• **Exercise goal**
Exactly reproduce all the records, keeping pictures out of the copy.

• **Recorded data**
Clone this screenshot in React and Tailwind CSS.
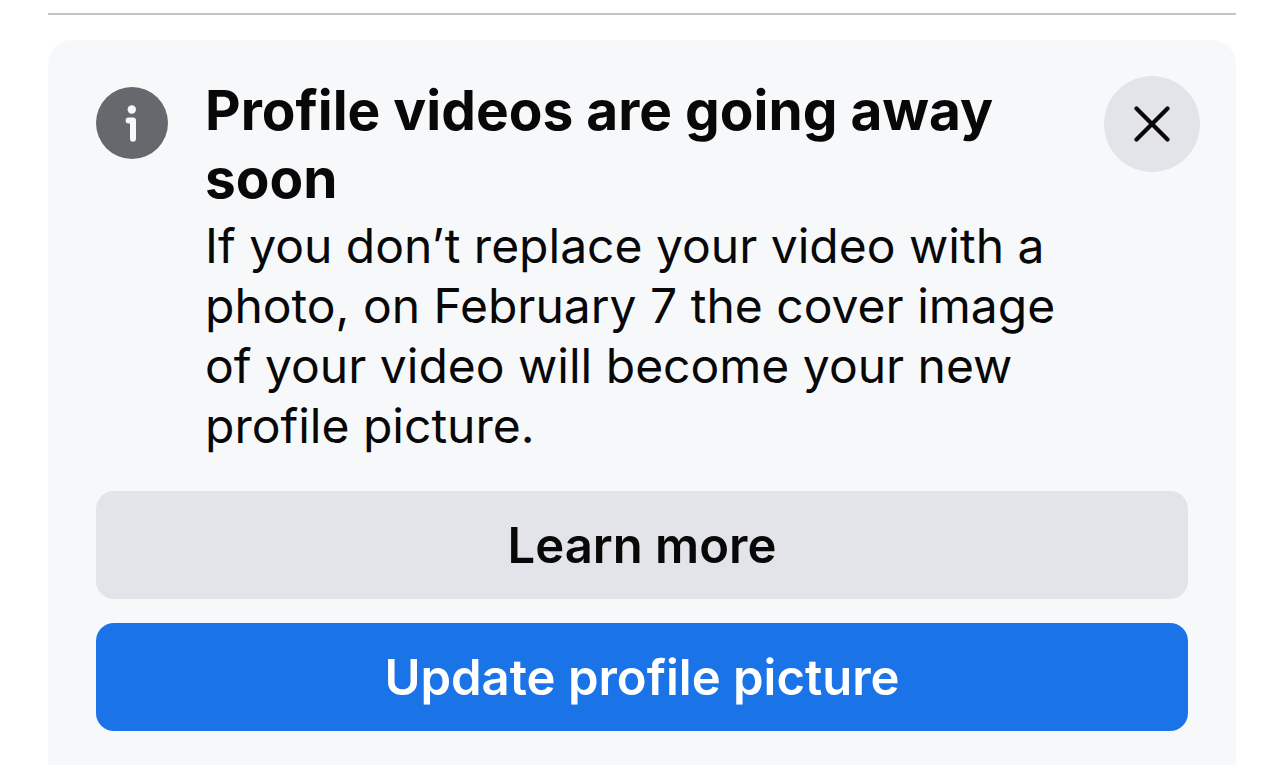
export default function App() {
  return (
    <main className="h-screen overflow-hidden bg-white px-12 pt-[13px] font-['Inter',sans-serif] text-[#080809]">
      <hr className="border-0 border-t-2 border-[#c4c5c8]" />
      <section aria-labelledby="notice-title" className="mt-[25px] rounded-3xl bg-[#f7f8fa] px-12 pt-9 pb-24">
        <div className="flex items-start">
          <svg viewBox="0 0 72 72" aria-hidden="true" className="mt-[11px] size-[72px] shrink-0">
            <circle cx="36" cy="36" r="36" fill="#65686c" />
            <circle cx="35.8" cy="22.5" r="4.2" fill="#f7f8fa" />
            <path d="M32.6 33.5H37V51.8" fill="none" stroke="#f7f8fa" strokeWidth="6" strokeLinecap="round" strokeLinejoin="round" />
          </svg>
          <div className="ml-[37px] min-w-0 flex-1">
            <h1 id="notice-title" className="text-[55px] leading-[68px] font-bold">Profile videos are going away<br />soon</h1>
            <p className="mt-1 text-[48px] leading-[60px]">If you don’t replace your video with a<br />photo, on February 7 the cover image<br />of your video will become your new<br />profile picture.</p>
          </div>
          <button type="button" aria-label="Close" className="-mr-3 flex size-24 shrink-0 items-center justify-center rounded-full bg-[#e3e4e9]">
            <svg viewBox="0 0 36 36" aria-hidden="true" className="size-9">
              <path d="M2.5 2.5l31 31M33.5 2.5l-31 31" stroke="#080809" strokeWidth="4.2" strokeLinecap="round" />
            </svg>
          </button>
        </div>
        <div className="mt-[35px] flex flex-col gap-6">
          <button type="button" className="h-[108px] w-full rounded-[18px] bg-[#e3e4e9] pt-0.5 text-[49px] font-semibold">Learn more</button>
          <button type="button" className="h-[108px] w-full rounded-[18px] bg-[#1b74e7] pt-0.5 text-[49px] font-semibold text-white">Update profile picture</button>
        </div>
      </section>
    </main>
  );
}
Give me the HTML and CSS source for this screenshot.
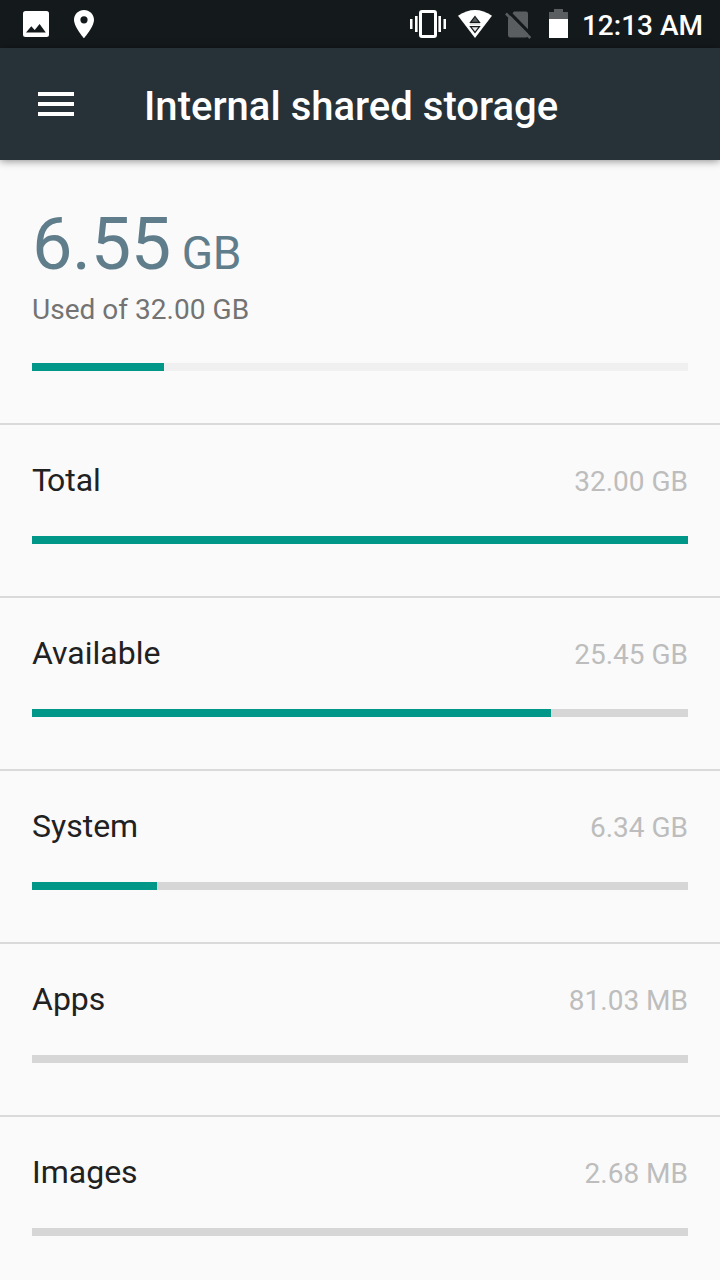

• **Result of the exercise**
Clone this screenshot in React and Tailwind CSS.
export default function App() {
  return (
    <main className="h-screen overflow-hidden bg-white px-12 pt-[13px] font-['Inter',sans-serif] text-[#080809]">
      <hr className="border-0 border-t-2 border-[#c4c5c8]" />
      <section aria-labelledby="notice-title" className="mt-[25px] rounded-3xl bg-[#f7f8fa] px-12 pt-9 pb-24">
        <div className="flex items-start">
          <svg viewBox="0 0 72 72" aria-hidden="true" className="mt-[11px] size-[72px] shrink-0">
            <circle cx="36" cy="36" r="36" fill="#65686c" />
            <circle cx="35.8" cy="22.5" r="4.2" fill="#f7f8fa" />
            <path d="M32.6 33.5H37V51.8" fill="none" stroke="#f7f8fa" strokeWidth="6" strokeLinecap="round" strokeLinejoin="round" />
          </svg>
          <div className="ml-[37px] min-w-0 flex-1">
            <h1 id="notice-title" className="text-[55px] leading-[68px] font-bold">Profile videos are going away<br />soon</h1>
            <p className="mt-1 text-[48px] leading-[60px]">If you don’t replace your video with a<br />photo, on February 7 the cover image<br />of your video will become your new<br />profile picture.</p>
          </div>
          <button type="button" aria-label="Close" className="-mr-3 flex size-24 shrink-0 items-center justify-center rounded-full bg-[#e3e4e9]">
            <svg viewBox="0 0 36 36" aria-hidden="true" className="size-9">
              <path d="M2.5 2.5l31 31M33.5 2.5l-31 31" stroke="#080809" strokeWidth="4.2" strokeLinecap="round" />
            </svg>
          </button>
        </div>
        <div className="mt-[35px] flex flex-col gap-6">
          <button type="button" className="h-[108px] w-full rounded-[18px] bg-[#e3e4e9] pt-0.5 text-[49px] font-semibold">Learn more</button>
          <button type="button" className="h-[108px] w-full rounded-[18px] bg-[#1b74e7] pt-0.5 text-[49px] font-semibold text-white">Update profile picture</button>
        </div>
      </section>
    </main>
  );
}
Give me the HTML and CSS source for this screenshot.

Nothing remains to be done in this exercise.